▶ Source material
------------------------
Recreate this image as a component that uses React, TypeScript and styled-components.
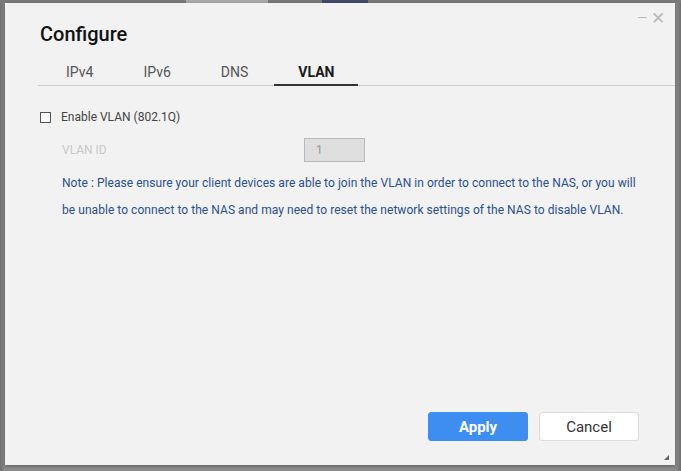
import React from "react";
import styled, { createGlobalStyle } from "styled-components";

const Global = createGlobalStyle`
  html, body { margin: 0; padding: 0; }
  body { font-family: Roboto, "Liberation Sans", sans-serif; background: #878787; }
  * { box-sizing: border-box; }
`;

const Page = styled.div`
  width: 681px;
  height: 471px;
  display: flex;
  flex-direction: column;
  background: linear-gradient(to right, #6f6f6f 0px, #8a8a8a 5px, #8a8a8a 676px, #6f6f6f 681px);
  overflow: hidden;
`;

const BehindStrip = styled.div`
  height: 3px;
  flex: none;
  display: flex;
  background: #7a7a7a;
  padding-left: 186px;
  gap: 54px;
`;

const BehindText = styled.div<{ $w: number; $c: string }>`
  width: ${(p) => p.$w}px;
  height: 3px;
  background: ${(p) => p.$c};
  opacity: 0.6;
`;

const Dialog = styled.div`
  position: relative;
  margin: 0 6px 6px 5px;
  flex: 1;
  background: #f2f2f2;
  display: flex;
  flex-direction: column;
  box-shadow: 0 1px 3px rgba(0, 0, 0, 0.35);
`;

const WindowControls = styled.div`
  position: absolute;
  top: 5px;
  right: 10px;
  display: flex;
  align-items: center;
  gap: 3px;
  color: #b9b9b9;
  font-size: 17px;
  font-weight: 300;
`;

const Title = styled.h1`
  margin: 18px 0 0 35px;
  font-size: 20px;
  font-weight: 500;
  color: #111;
  line-height: 26px;
`;

const TabBar = styled.div`
  margin: 17px 0 0 33px;
  display: flex;
  gap: 2px;
  padding-left: 4px;
  border-bottom: 1px solid #cfcfcf;
`;

const Tab = styled.div<{ $active?: boolean }>`
  padding: 0 24px;
  height: 22px;
  line-height: 17px;
  font-size: 14px;
  color: ${(p) => (p.$active ? "#1a1a1a" : "#555")};
  font-weight: ${(p) => (p.$active ? 700 : 400)};
  border-bottom: 2px solid ${(p) => (p.$active ? "#333" : "transparent")};
  margin-bottom: -1px;
  text-align: center;
  min-width: 75px;
`;

const Content = styled.div`
  flex: 1;
  padding: 22px 0 0 35px;
  display: flex;
  flex-direction: column;
`;

const CheckRow = styled.label`
  display: flex;
  align-items: center;
  gap: 10px;
  font-size: 12px;
  color: #444;
  height: 18px;
`;

const Box = styled.span`
  width: 11px;
  height: 11px;
  border: 1px solid #555;
  background: #fff;
  display: inline-block;
`;

const FieldRow = styled.div`
  display: flex;
  align-items: center;
  margin: 12px 0 0 22px;
`;

const FieldLabel = styled.div`
  width: 242px;
  font-size: 12px;
  color: #c8c8c8;
`;

const Input = styled.div`
  width: 61px;
  height: 24px;
  border: 1px solid #b8b8b8;
  background: #dedede;
  color: #9a9a9a;
  font-size: 12px;
  padding-left: 11px;
  line-height: 22px;
`;

const Note = styled.p`
  margin: 8px 0 0 22px;
  font-size: 12px;
  line-height: 27px;
  color: #2a4f93;
  width: 578px;
  letter-spacing: 0.05px;
`;

const Footer = styled.div`
  display: flex;
  justify-content: flex-end;
  gap: 11px;
  padding: 0 36px 24px 0;
`;

const Button = styled.button<{ $primary?: boolean }>`
  width: 100px;
  height: 29px;
  border-radius: 3px;
  font-family: Roboto, "Liberation Sans", sans-serif;
  font-size: 15px;
  font-weight: ${(p) => (p.$primary ? 700 : 400)};
  color: ${(p) => (p.$primary ? "#fff" : "#333")};
  background: ${(p) => (p.$primary ? "#3d8ef0" : "#fff")};
  border: 1px solid ${(p) => (p.$primary ? "#3d8ef0" : "#dcdcdc")};
  padding: 0;
`;

const Grip = styled.svg`
  position: absolute;
  right: 6px;
  bottom: 5px;
`;

export default function App() {
  return (
    <>
      <Global />
      <Page>
        <BehindStrip>
          <BehindText $w={82} $c="#c9c9c9" />
          <BehindText $w={46} $c="#1f2c5c" />
        </BehindStrip>
        <Dialog>
          <WindowControls>
            <span>–</span>
            <span>✕</span>
          </WindowControls>
          <Title>Configure</Title>
          <TabBar>
            <Tab>IPv4</Tab>
            <Tab>IPv6</Tab>
            <Tab>DNS</Tab>
            <Tab $active>VLAN</Tab>
          </TabBar>
          <Content>
            <CheckRow>
              <Box />
              Enable VLAN (802.1Q)
            </CheckRow>
            <FieldRow>
              <FieldLabel>VLAN ID</FieldLabel>
              <Input>1</Input>
            </FieldRow>
            <Note>
              Note : Please ensure your client devices are able to join the VLAN in order to connect to the NAS, or you will be unable to connect to the NAS and may need to reset the network settings of the NAS to disable VLAN.
            </Note>
          </Content>
          <Footer>
            <Button $primary>Apply</Button>
            <Button>Cancel</Button>
          </Footer>
          <Grip width="5" height="5" viewBox="0 0 5 5">
            <path d="M5 0 L5 5 L0 5 Z" fill="#666" />
          </Grip>
        </Dialog>
      </Page>
    </>
  );
}
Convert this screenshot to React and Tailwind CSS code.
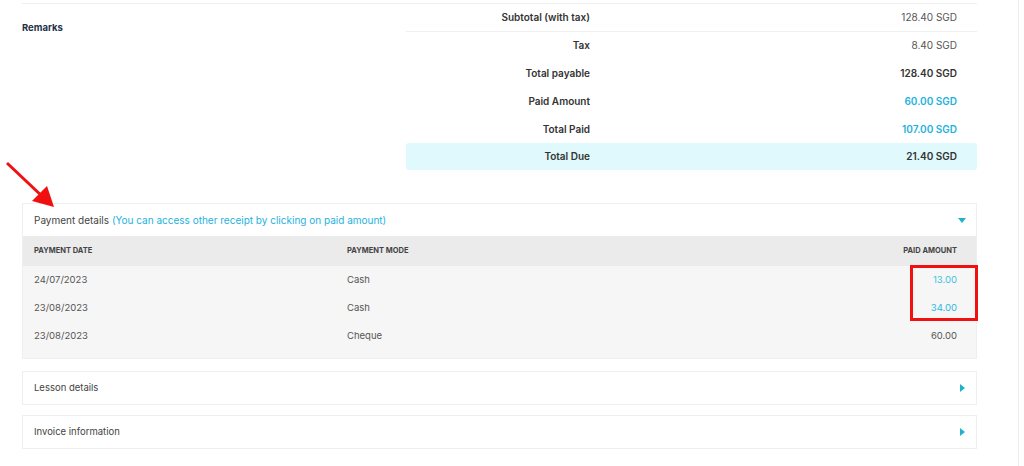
------------------------
▶ Task details
Pull out each line containing the word "this" and copy it.

▶ Response
Recreate this image as a component that uses React, TypeScript and styled-components.
Convert this screenshot to React and Tailwind CSS code.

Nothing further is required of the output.